The military has not yet decided how many of the deaths are to be probed, but it appears that the probe will center on incidents in which the casualties were civilians, including the death on Friday of Palestinian photographer Yaser Murtaja.
The army claimed after the initial incidents that most of the Palestinians who had been killed were operatives in the military wings of Hamas and other terror groups.
IDF Chief of Staff Gadi Eisenkot decided to launch the probe after consulting Military Advocate General Sharon Afek.
The protocol used to launch the probe was used after Operation Protective Edge in the summer of 2014, when Israel examined incidents in which a large number of Palestinian civilians were killed by Israeli fire.

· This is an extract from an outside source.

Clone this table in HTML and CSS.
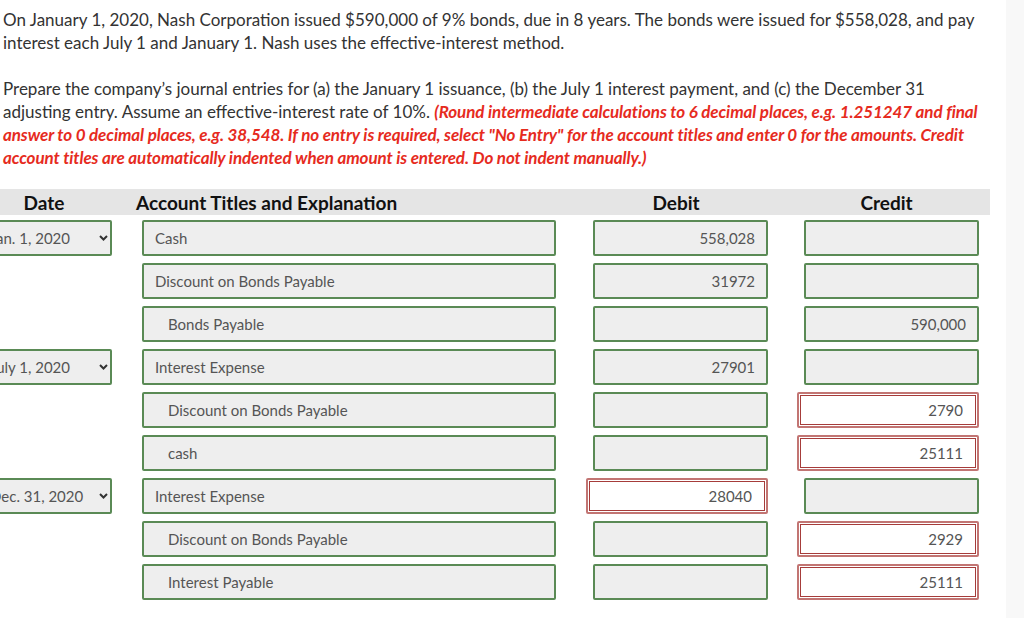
FILE: index.html
```html
<!DOCTYPE html>
<html lang="en">
<head>
<meta charset="UTF-8" />
<meta name="viewport" content="width=device-width, initial-scale=1.0">
<title>Journal Entries – Bonds</title>
<link rel="stylesheet" href="styles.css">
</head>
<body>
<div class="page">
  <main class="content">
    <p class="intro">On January 1, 2020, Nash Corporation issued $590,000 of 9% bonds, due in 8 years. The bonds were issued for $558,028, and pay interest each July 1 and January 1. Nash uses the effective-interest method.</p>
    <p class="intro">Prepare the company’s journal entries for (a) the January 1 issuance, (b) the July 1 interest payment, and (c) the December 31 adjusting entry. Assume an effective-interest rate of 10%. <em class="note">(Round intermediate calculations to 6 decimal places, e.g. 1.251247 and final answer to 0 decimal places, e.g. 38,548. If no entry is required, select "No Entry" for the account titles and enter 0 for the amounts. Credit account titles are automatically indented when amount is entered. Do not indent manually.)</em></p>

    <div class="journal">
      <div class="jhead">
        <div class="h-date">Date</div>
        <div class="h-acct">Account Titles and Explanation</div>
        <div class="h-debit">Debit</div>
        <div class="h-credit">Credit</div>
      </div>

      <!-- (a) issuance -->
      <div class="jrow">
        <div class="select"><span>Jan. 1, 2020</span><svg width="9" height="6" viewBox="0 0 9 6"><path d="M1 1l3.5 3.5L8 1" fill="none" stroke="#333" stroke-width="2"/></svg></div>
        <input class="field acct" value="Cash" readonly>
        <input class="field num debit" value="558,028" readonly>
        <input class="field num credit" value="" readonly>
      </div>
      <div class="jrow">
        <div class="nodate"></div>
        <input class="field acct" value="Discount on Bonds Payable" readonly>
        <input class="field num debit" value="31972" readonly>
        <input class="field num credit" value="" readonly>
      </div>
      <div class="jrow">
        <div class="nodate"></div>
        <input class="field acct indent" value="Bonds Payable" readonly>
        <input class="field num debit" value="" readonly>
        <input class="field num credit" value="590,000" readonly>
      </div>

      <!-- (b) interest payment -->
      <div class="jrow">
        <div class="select"><span>July 1, 2020</span><svg width="9" height="6" viewBox="0 0 9 6"><path d="M1 1l3.5 3.5L8 1" fill="none" stroke="#333" stroke-width="2"/></svg></div>
        <input class="field acct" value="Interest Expense" readonly>
        <input class="field num debit" value="27901" readonly>
        <input class="field num credit" value="" readonly>
      </div>
      <div class="jrow">
        <div class="nodate"></div>
        <input class="field acct indent" value="Discount on Bonds Payable" readonly>
        <input class="field num debit" value="" readonly>
        <div class="err credit"><input class="field num" value="2790" readonly></div>
      </div>
      <div class="jrow">
        <div class="nodate"></div>
        <input class="field acct indent" value="cash" readonly>
        <input class="field num debit" value="" readonly>
        <div class="err credit"><input class="field num" value="25111" readonly></div>
      </div>

      <!-- (c) adjusting entry -->
      <div class="jrow">
        <div class="select"><span>Dec. 31, 2020</span><svg width="9" height="6" viewBox="0 0 9 6"><path d="M1 1l3.5 3.5L8 1" fill="none" stroke="#333" stroke-width="2"/></svg></div>
        <input class="field acct" value="Interest Expense" readonly>
        <div class="err debit"><input class="field num" value="28040" readonly></div>
        <input class="field num credit" value="" readonly>
      </div>
      <div class="jrow">
        <div class="nodate"></div>
        <input class="field acct indent" value="Discount on Bonds Payable" readonly>
        <input class="field num debit" value="" readonly>
        <div class="err credit"><input class="field num" value="2929" readonly></div>
      </div>
      <div class="jrow">
        <div class="nodate"></div>
        <input class="field acct indent" value="Interest Payable" readonly>
        <input class="field num debit" value="" readonly>
        <div class="err credit"><input class="field num" value="25111" readonly></div>
      </div>
    </div>
  </main>
  <aside class="gutter"></aside>
</div>
</body>
</html>
```

FILE: styles.css
```css
:root{
  --text:#333;
  --note:#e62b1e;
  --field-bg:#eee;
  --field-border:#5a8a55;
  --err-outer:#c27573;
  --err-inner:#a63c3a;
}
*,*::before,*::after{box-sizing:border-box;margin:0;padding:0}
body{
  background:#fff;
  font-family:Lato,'Open Sans',sans-serif;
  color:var(--text);
  overflow:hidden;
}

.page{display:flex;min-height:100vh}
.content{width:1006px;padding:8px 13px 0 3px;overflow:hidden}
.gutter{flex:1;background:#f8f8f8}

/* TEXTO */
.intro{font-size:17px;line-height:23px;margin-bottom:23px}
.note{color:var(--note);font-weight:700;font-style:italic;letter-spacing:-.1px}

/* TABLA DE ASIENTOS */
.journal{margin-left:-23px;margin-top:-3px}
.jhead{
  display:flex;align-items:center;
  width:1010px;height:26px;
  background:#e5e5e5;
  font-weight:700;font-size:19px;color:#111;
  margin-bottom:5px;
}
.h-date{width:132px;padding-right:4px;text-align:center}
.h-acct{width:476px;padding-left:24px}
.h-debit{width:176px;text-align:center}
.h-credit{width:175px;margin-left:35px;text-align:center}

.jrow{display:flex;height:36px;margin-bottom:7px}
.select,.nodate{width:132px;flex:none}
.select{
  display:flex;align-items:center;justify-content:space-between;
  padding:0 2px 0 8px;
  background:var(--field-bg);
  border:2px solid var(--field-border);
  border-radius:2px;
  font-size:15px;color:#555;
}

.field{
  height:36px;
  font-family:inherit;font-size:15px;color:#555;
  background:var(--field-bg);
  border:2px solid var(--field-border);
  border-radius:2px;
  padding:0 11px;
  outline:none;
}
.acct{width:414px;margin-left:30px}
.acct.indent{padding-left:24px}
.num{text-align:right;width:175px}
.debit{margin-left:37px}
.credit{margin-left:36px}

/* CAMPOS CON ERROR */
.err{
  width:182px;height:36px;flex:none;
  border:2px solid var(--err-outer);
  border-radius:2px;
  padding:1px;
  background:#fff;
}
.err.debit{margin-left:30px}
.err.credit{margin-left:29px}
.err .field{
  width:100%;height:100%;
  background:#fff;
  border:1px solid var(--err-inner);
  border-radius:0;
  padding:0 12px;
}
```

As in that case, the probe is not criminal but rather operational, and upon its conclusion the findings are to be presented to the military advocate general, who may decide whether to open a criminal investigation.
Several incidents were probed after Operation Protective Edge, but no criminal action was taken against commanders involved in any of the incidents.
The IDF recently conducted a detailed operational probe into the circumstances of the death of a protester, Ibrahim Abu Thuraya, a double amputee, in December. A military police criminal investigation was subsequently launched, and sharpshooters were questioned caution.
Nine Palestinians were killed during Friday’s demonstrations, with almost 300 wounded, all by live fire. The total number of dead over the last two weekends has reached 29. The Palestinians reported that all of Friday’s fatalities were civilians and that one was a journalist. Israel hasn’t yet released information linking casualties to the armed wings of Hamas and other groups.